Raimondo, whose war chest far outdistances all rivals, has nearly $8 million raised, with more than $6 million cash remaining, according to a July 24 report required of candidates who face primary elections. The purpose of the report is basically to identify those primary candidates who intend to accept state matching funds. For governor that’s more than $1 million. Raimondo said she would not accept matching funds.

Brown, the progressive former Secretary of State who has raised nearly $340,000 through July 24, has said he would accept matching funds. Spencer Dickinson, the third Democrat in the race who doesn’t identify as a progressive but leans in that direction, has raised just $45,000, according to the July 24 report and has said he will not accept matching funds.

On the Republican side, Fung, who’s raised nearly $900,000, and Morgan, who’s raised nearly $300,000, have both said they’d accept matching funds. Feroce, wo raised less than $20,000 has said he will not accept matching funds.

The matching funds are awarded to the primary election winners.

While all candidates are required to file quarterly financial reports by the end of today, only Trillo, among gubernatorial candidates has filed early. His report shows that for the period between April 1 and June 30 he raised little in contributions, with the bulk of funds coming from a loan of $100,005 that he gave to his own campaign. His total cash balance at the end of the quarter was slightly more than $80,000.

Lieutenant Governor

Identified by the Boston Globe and CNN as among the most competitive races in New England, the Democratic primary election pits incumbent Dan McKee, mid 60’s former Cumberland mayor and a centrist, against challenger state Rep. Aaron Regunberg, 27-year-old progressive.

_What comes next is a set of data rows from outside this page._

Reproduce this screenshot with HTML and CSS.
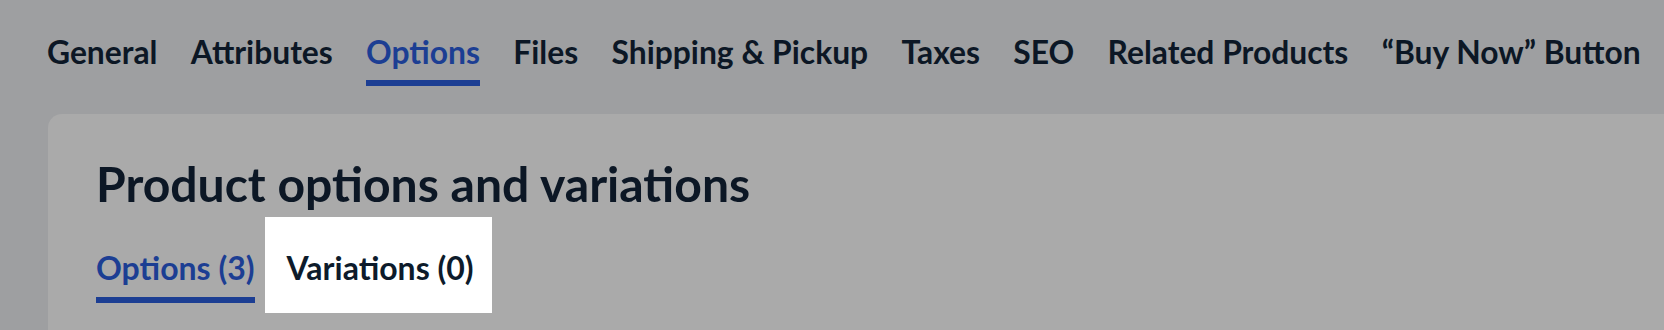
FILE: index.html
```html
<!DOCTYPE html>
<html lang="en">
<head>
<meta charset="utf-8">
<title>Product options</title>
<link rel="stylesheet" href="styles.css">
</head>
<body>
<nav class="tabs">
  <a class="tab">General</a>
  <a class="tab">Attributes</a>
  <a class="tab tab-active">Options</a>
  <a class="tab">Files</a>
  <a class="tab">Shipping &amp; Pickup</a>
  <a class="tab">Taxes</a>
  <a class="tab">SEO</a>
  <a class="tab">Related Products</a>
  <a class="tab">“Buy Now” Button</a>
</nav>
<section class="card">
  <h1 class="card-title">Product options and variations</h1>
  <div class="subtabs">
    <a class="subtab subtab-active">Options (3)</a>
    <div class="spotlight">
      <a class="subtab-plain">Variations (0)</a>
    </div>
  </div>
</section>
</body>
</html>
```

FILE: styles.css
```css
html, body {
  margin: 0;
  padding: 0;
}
body {
  width: 1664px;
  height: 330px;
  overflow: hidden;
  background: #9e9fa1;
  font-family: "Lato", "Liberation Sans", sans-serif;
  font-weight: 700;
  color: #0c1725;
}
.tabs {
  display: flex;
  gap: 33.3px;
  padding: 33px 0 0 47px;
  white-space: nowrap;
}
.tab {
  display: block;
  font-size: 31.8px;
  line-height: 38px;
  padding-bottom: 9px;
  border-bottom: 6px solid transparent;
  color: #0c1725;
}
.tab-active {
  color: #1c3e93;
  border-bottom-color: #1c3e93;
}
.card {
  margin: 28px -60px 0 48px;
  background: #aaaaaa;
  border-radius: 14px 14px 0 0;
  padding: 42px 48px 0 48px;
  height: 260px;
}
.card-title {
  margin: 0;
  font-size: 48.1px;
  line-height: 56px;
  font-weight: 700;
  color: #0c1725;
}
.subtabs {
  display: flex;
  align-items: flex-start;
  gap: 10px;
  margin-top: 5px;
}
.subtab {
  display: block;
  margin-top: 32px;
  font-size: 32px;
  line-height: 38px;
  padding-bottom: 10px;
  border-bottom: 6px solid #1c3e93;
  color: #1c3e93;
}
.spotlight {
  background: #ffffff;
  padding: 32px 18px 26px 22px;
}
.subtab-plain {
  display: block;
  font-size: 32px;
  line-height: 38px;
  color: #0d1b2b;
}
```
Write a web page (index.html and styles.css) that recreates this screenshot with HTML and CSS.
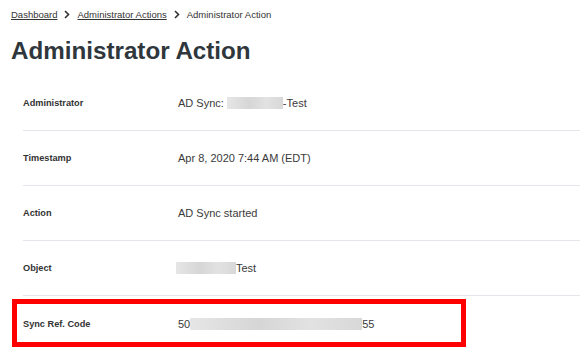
FILE: index.html
```html
<!DOCTYPE html>
<html>
<head>
  <link rel="stylesheet" href="styles.css">
  <title>Administrator Action</title>
</head>
<body>
  <div class="page">
    <div class="breadcrumb">
      <a class="crumb" href="#">Dashboard</a>
      <svg class="chevron" width="6" height="9" viewBox="0 0 6 9"><path d="M1 1l3.5 3.5L1 8" fill="none" stroke="#333" stroke-width="1.6"/></svg>
      <a class="crumb" href="#">Administrator Actions</a>
      <svg class="chevron" width="6" height="9" viewBox="0 0 6 9"><path d="M1 1l3.5 3.5L1 8" fill="none" stroke="#333" stroke-width="1.6"/></svg>
      <span class="current">Administrator Action</span>
    </div>
    <h1 class="title">Administrator Action</h1>
  </div>

  <div class="details">
    <div class="row">
      <div class="label">Administrator</div>
      <div class="value">AD Sync:<span class="redacted gap" style="width: 56px"></span>-Test</div>
    </div>
    <div class="row">
      <div class="label">Timestamp</div>
      <div class="value">Apr 8, 2020 7:44 AM (EDT)</div>
    </div>
    <div class="row">
      <div class="label">Action</div>
      <div class="value">AD Sync started</div>
    </div>
    <div class="row">
      <div class="label">Object</div>
      <div class="value value-tight"><span class="redacted" style="width: 60px"></span>Test</div>
    </div>
    <div class="row last">
      <div class="label">Sync Ref. Code</div>
      <div class="value">50<span class="redacted" style="width: 172px"></span>55</div>
      <div class="highlight"></div>
    </div>
  </div>
</body>
</html>
```

FILE: styles.css
```css
body {
  margin: 0;
  font-family: "Liberation Sans", Arial, sans-serif;
  color: #333;
  background: #fff;
}
.page {
  padding: 0 11px;
}
.breadcrumb {
  display: flex;
  align-items: center;
  gap: 6px;
  padding-top: 9px;
  font-size: 9.5px;
  line-height: 11px;
}
.crumb {
  color: #333;
  text-decoration: underline;
}
.current {
  color: #333;
}
.chevron {
  display: block;
  margin: 0 1px;
}
.title {
  margin: 17px 0 0;
  font-size: 24.2px;
  line-height: 28px;
  font-weight: bold;
  color: #2f373d;
}
.details {
  margin: 11px 0 0 23px;
}
.row {
  position: relative;
  display: flex;
  align-items: center;
  height: 55px;
  box-sizing: border-box;
  border-bottom: 1px solid #e3e7eb;
}
.row.last {
  border-bottom: none;
}
.label {
  width: 155px;
  flex-shrink: 0;
  font-size: 9.2px;
  font-weight: bold;
  color: #333;
}
.value {
  display: flex;
  align-items: center;
  font-size: 11px;
  color: #3a3a3a;
}
.value-tight {
  margin-left: -2px;
}
.redacted {
  display: inline-block;
  height: 12px;
  background: linear-gradient(90deg, #e6e6e6, #d6d6d6 40%, #e2e2e2 70%, #d8d8d8);
  filter: blur(0.6px);
}
.redacted.gap {
  margin-left: 3px;
}
.highlight {
  position: absolute;
  left: -11px;
  top: 3px;
  width: 454px;
  height: 48px;
  box-sizing: border-box;
  border: 5px solid #ff0000;
}
```
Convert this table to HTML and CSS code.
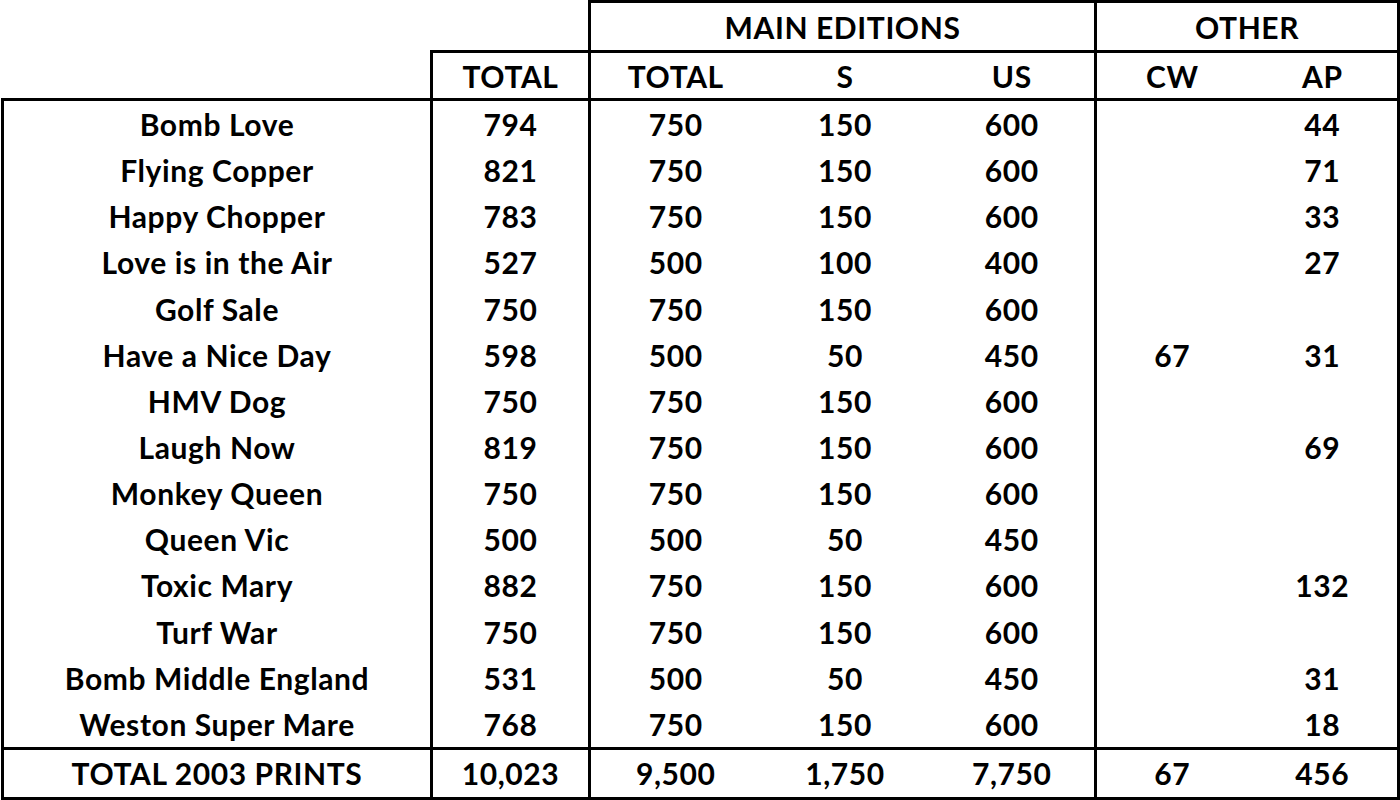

McKee, who has said he would accept matching funds, has raised, according to the July 24 report, some $470,000. Regunberg, who said he would decline matching funds, has raised about $424,000.

Republican candidate Paul Pence does not have to file his report until today.

Secretary of State, Attorney General, General Treasurer

There are no primaries in any of these races. Incumbent Nellie Gorbea, a Democrat who was unendorsed in 2014, but is endorsed this year, faces Republican Pat Cortelessa.

With incumbent Peter Kilmartin, finishing his second term (there’s a two-term limit), Democrat Peter F. Neronha, has won the party endorsement. He faces Compassion Party candidate Alan Gordon, whose law degree is from the United Kingdom’s University of Buckingham, and independent Charles Picerno.

Incumbent Treasurer Seth Magaziner, a Democrat, faces challenger Michael G. Riley, a Republican.

U.S. Senate

Incumbent Democrat Sheldon Whitehouse faces Patricia Fontes in a primary election. Federal finance reports were filed at the end of June. Whitehouse reported an election fund of more than $3.4 million. Fontes had not filed a report

Former state Supreme Court Justice Robert Flanders has perhaps the most intriguing primary opponent, Roque “Rocky” De La Fuente, who lives in San Diego and is also running in California, Florida, Minnesota, Washington and Wisconsin. Flanders has more than $380,000 remaining in his campaign account, while De La Fuente has a balance of less than $20,000.

U.S. House of Representatives, District 1

Incumbent Democrat David Cicilline faces a challenge from Chistopher Young. Cicilline’s report shows available cash as of June 30 of $1.2 million. There is no report for Young. There are no reports listed for either Republican candidate, Patrick Donovan or Frederick Wysocki.

U.S. House of Representatives, District 2

Incumbent Democrat James Langevin is being challenged by Republican Salvatore G. Caiozzo. Langevin has reported a cash balance in his campaign fund of $961,000. Caiozzo reported a cash balance of $1,189.

Other Local Races

We’ll take a more in-depth look at local elections in the days ahead, but of note is a competitive Newport election in which all candidates have qualified, with the exception of Peter Harty, who has withdrawn from the council race, and Veronica Rynn, who has dropped out of the school committee race.

In Newport’s 73rd Representative District, Democrat and incumbent Marvin Abney is facing a father-son duo. David A. Quiroa is running as a Republican and David A. Quiroa, Jr. is running as an independent.